— Begin DATA LINES —

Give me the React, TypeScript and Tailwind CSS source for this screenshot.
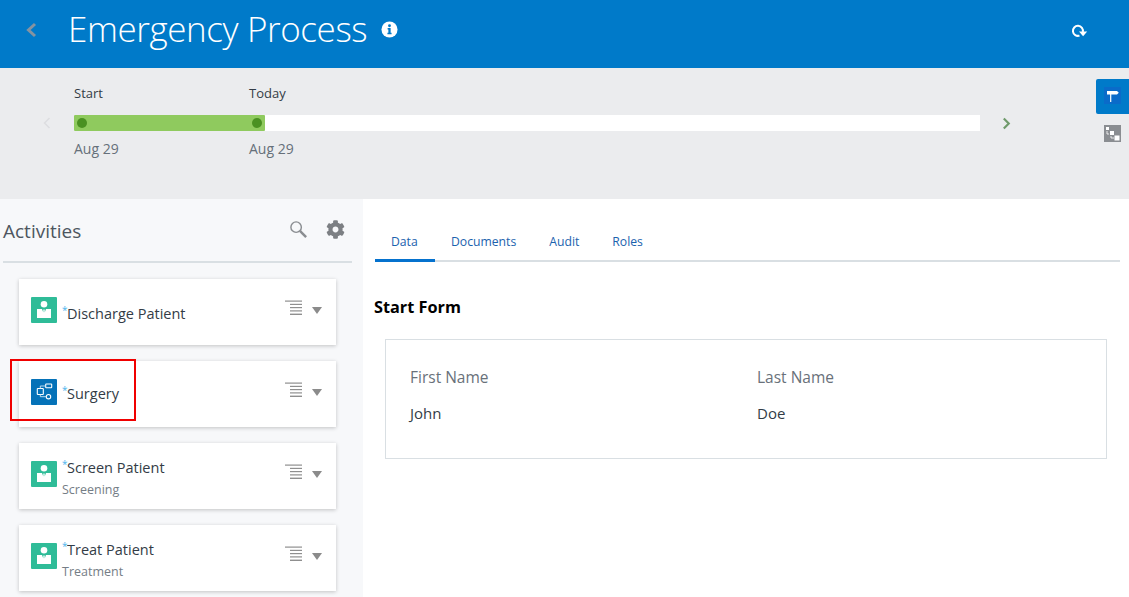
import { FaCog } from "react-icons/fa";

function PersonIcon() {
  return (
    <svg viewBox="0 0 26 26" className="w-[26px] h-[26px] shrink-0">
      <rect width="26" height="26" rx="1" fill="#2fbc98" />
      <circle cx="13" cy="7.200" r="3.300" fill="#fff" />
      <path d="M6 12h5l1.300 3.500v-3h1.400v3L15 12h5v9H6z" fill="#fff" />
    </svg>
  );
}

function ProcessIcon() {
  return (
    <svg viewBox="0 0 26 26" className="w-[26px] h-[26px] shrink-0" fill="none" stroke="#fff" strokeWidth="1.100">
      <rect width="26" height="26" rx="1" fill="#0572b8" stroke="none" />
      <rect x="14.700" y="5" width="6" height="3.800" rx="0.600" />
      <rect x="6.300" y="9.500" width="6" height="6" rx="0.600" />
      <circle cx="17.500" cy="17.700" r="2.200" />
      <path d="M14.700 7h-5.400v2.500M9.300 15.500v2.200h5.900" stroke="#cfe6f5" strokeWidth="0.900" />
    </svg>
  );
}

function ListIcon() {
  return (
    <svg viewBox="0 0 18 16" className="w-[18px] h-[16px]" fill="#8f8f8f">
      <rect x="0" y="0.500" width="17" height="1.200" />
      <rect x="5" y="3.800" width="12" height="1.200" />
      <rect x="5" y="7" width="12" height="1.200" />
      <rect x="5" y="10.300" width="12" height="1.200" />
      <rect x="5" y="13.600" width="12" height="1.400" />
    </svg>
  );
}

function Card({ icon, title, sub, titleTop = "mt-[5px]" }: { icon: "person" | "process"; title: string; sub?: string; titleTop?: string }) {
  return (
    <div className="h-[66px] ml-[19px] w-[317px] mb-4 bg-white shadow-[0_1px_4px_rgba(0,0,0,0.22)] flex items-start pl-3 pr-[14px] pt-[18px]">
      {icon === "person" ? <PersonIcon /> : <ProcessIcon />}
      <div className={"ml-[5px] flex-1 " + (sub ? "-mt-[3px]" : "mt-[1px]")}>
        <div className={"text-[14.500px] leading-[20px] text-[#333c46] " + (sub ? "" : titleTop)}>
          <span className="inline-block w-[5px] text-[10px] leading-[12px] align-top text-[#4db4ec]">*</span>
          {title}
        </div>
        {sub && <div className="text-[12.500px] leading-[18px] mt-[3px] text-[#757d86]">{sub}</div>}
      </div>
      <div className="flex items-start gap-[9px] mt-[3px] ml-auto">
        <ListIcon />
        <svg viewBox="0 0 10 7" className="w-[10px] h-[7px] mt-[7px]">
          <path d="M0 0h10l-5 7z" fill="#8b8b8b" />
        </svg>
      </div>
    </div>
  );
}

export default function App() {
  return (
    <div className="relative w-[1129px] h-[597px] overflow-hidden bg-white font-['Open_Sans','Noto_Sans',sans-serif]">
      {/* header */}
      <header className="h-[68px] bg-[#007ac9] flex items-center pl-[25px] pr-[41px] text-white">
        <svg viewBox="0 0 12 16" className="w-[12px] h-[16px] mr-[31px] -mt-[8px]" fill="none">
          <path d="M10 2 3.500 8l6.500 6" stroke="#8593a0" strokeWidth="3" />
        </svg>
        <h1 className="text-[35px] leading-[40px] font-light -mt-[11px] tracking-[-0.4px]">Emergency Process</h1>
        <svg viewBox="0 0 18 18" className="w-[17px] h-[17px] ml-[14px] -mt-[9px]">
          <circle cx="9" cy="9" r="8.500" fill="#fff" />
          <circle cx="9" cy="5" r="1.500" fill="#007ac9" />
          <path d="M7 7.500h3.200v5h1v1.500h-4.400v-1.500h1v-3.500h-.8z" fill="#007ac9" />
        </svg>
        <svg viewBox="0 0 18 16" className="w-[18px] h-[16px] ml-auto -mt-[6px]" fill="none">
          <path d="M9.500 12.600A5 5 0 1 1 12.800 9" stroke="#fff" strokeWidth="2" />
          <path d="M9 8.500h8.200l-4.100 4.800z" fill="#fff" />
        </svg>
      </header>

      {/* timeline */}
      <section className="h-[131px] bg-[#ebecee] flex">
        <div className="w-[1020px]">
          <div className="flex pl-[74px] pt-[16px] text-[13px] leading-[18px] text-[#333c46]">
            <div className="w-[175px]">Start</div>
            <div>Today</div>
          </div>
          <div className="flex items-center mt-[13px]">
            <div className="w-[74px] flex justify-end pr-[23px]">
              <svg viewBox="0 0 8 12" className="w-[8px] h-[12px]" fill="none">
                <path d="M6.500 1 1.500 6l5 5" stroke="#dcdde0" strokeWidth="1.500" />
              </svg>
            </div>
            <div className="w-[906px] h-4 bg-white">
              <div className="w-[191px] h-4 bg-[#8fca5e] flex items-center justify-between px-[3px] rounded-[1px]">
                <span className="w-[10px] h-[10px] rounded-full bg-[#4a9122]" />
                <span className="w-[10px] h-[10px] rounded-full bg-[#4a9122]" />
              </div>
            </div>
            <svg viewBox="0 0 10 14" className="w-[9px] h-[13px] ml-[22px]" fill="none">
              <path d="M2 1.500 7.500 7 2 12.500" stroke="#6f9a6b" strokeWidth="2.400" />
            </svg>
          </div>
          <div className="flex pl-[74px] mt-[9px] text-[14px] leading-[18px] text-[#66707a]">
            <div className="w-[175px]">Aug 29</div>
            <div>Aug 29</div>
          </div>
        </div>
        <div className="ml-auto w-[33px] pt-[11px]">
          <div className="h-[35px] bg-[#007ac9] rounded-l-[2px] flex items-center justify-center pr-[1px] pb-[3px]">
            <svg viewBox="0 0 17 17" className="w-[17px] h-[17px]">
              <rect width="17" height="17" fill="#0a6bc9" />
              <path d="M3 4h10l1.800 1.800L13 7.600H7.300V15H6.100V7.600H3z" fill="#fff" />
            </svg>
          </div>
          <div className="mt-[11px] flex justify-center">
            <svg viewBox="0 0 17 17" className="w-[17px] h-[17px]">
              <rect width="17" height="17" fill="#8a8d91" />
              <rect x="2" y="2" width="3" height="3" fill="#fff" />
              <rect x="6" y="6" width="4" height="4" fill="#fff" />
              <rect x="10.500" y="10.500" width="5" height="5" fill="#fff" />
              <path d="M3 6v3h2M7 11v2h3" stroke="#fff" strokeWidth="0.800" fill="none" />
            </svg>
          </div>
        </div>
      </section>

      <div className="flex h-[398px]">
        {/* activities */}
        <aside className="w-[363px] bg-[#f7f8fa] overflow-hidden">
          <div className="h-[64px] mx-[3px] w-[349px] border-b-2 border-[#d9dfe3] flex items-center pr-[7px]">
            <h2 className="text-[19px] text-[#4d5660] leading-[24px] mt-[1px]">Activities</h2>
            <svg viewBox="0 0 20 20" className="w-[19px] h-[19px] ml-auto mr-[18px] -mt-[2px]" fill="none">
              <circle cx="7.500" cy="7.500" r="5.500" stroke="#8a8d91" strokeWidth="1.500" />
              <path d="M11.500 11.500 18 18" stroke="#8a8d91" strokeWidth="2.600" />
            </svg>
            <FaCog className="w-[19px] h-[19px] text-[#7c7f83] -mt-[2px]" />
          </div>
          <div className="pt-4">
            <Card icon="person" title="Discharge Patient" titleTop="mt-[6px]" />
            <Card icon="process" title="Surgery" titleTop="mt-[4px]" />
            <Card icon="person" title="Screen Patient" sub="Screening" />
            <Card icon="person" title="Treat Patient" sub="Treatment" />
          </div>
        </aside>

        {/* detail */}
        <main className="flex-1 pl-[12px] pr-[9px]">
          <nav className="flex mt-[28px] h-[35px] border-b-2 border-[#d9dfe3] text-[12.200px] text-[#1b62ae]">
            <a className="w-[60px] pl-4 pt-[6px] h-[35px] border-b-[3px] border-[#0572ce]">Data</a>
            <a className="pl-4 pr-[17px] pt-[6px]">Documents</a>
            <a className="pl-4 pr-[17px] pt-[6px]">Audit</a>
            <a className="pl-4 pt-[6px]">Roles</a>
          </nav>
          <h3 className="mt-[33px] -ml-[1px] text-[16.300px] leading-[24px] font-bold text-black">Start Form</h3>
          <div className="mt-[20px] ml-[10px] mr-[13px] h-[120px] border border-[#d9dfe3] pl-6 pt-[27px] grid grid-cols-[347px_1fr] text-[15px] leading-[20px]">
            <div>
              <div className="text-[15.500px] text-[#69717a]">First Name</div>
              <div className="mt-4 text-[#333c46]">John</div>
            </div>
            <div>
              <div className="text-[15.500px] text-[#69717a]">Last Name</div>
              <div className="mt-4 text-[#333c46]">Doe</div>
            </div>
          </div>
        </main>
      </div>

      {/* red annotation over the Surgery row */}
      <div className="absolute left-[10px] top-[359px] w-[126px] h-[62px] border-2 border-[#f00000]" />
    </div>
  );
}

— End DATA LINES —
— Begin DATA LINES —

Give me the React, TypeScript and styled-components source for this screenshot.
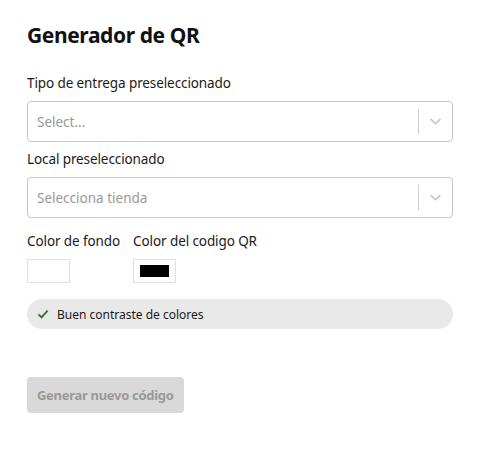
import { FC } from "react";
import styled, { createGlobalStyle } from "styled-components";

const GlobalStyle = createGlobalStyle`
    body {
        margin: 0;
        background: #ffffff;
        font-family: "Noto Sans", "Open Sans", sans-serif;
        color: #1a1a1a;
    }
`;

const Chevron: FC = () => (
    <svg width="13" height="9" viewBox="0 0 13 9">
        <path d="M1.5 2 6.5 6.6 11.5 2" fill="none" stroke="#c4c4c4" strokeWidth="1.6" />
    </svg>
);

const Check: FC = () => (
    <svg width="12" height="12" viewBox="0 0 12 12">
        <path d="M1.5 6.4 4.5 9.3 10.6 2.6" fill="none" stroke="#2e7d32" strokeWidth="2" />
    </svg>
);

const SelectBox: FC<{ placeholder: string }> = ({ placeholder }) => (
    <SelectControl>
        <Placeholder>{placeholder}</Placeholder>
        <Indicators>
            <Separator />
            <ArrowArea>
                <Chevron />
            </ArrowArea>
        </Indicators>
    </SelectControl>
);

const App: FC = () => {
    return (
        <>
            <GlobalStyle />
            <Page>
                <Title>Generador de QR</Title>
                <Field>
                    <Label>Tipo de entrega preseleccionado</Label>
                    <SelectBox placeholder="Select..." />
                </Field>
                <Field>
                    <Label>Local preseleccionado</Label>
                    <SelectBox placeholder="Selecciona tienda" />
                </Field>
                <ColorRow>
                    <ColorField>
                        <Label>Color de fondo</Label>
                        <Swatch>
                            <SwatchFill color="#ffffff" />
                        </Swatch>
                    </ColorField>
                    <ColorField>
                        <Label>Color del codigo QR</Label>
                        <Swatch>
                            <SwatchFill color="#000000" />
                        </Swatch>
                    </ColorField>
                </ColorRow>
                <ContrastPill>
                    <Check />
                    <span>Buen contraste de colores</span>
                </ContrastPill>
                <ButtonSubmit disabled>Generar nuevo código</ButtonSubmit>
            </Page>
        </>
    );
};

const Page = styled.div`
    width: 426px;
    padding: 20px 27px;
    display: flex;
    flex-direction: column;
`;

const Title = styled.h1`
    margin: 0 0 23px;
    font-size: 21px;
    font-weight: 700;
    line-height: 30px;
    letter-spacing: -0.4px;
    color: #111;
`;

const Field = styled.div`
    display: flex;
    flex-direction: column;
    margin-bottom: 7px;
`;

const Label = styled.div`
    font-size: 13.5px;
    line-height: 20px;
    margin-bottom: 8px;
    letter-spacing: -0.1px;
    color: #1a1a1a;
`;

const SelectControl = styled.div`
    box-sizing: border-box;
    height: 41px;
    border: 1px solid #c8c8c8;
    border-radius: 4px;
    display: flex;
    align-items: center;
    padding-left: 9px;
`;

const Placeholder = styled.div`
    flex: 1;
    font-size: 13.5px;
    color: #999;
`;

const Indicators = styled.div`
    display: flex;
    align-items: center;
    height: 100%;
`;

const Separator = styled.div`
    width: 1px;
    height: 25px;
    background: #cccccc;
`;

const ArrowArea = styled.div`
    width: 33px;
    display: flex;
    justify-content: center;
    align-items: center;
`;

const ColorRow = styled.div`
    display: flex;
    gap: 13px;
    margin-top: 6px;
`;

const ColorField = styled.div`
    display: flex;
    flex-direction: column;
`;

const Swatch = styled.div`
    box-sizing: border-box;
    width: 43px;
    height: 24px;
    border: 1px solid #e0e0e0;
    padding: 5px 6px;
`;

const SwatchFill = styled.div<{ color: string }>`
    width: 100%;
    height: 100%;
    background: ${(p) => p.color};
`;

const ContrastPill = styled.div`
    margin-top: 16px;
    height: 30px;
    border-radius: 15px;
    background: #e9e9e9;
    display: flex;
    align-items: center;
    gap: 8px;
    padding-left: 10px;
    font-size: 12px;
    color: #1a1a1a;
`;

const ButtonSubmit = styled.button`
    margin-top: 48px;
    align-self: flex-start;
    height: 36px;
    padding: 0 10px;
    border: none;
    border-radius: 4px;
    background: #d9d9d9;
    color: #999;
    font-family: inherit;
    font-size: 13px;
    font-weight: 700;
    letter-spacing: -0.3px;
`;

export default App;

— End DATA LINES —

Filter lines by "screenshot" and return each hit.

ANSWER TO THE TASK.
Give me the React, TypeScript and Tailwind CSS source for this screenshot.
Give me the React, TypeScript and styled-components source for this screenshot.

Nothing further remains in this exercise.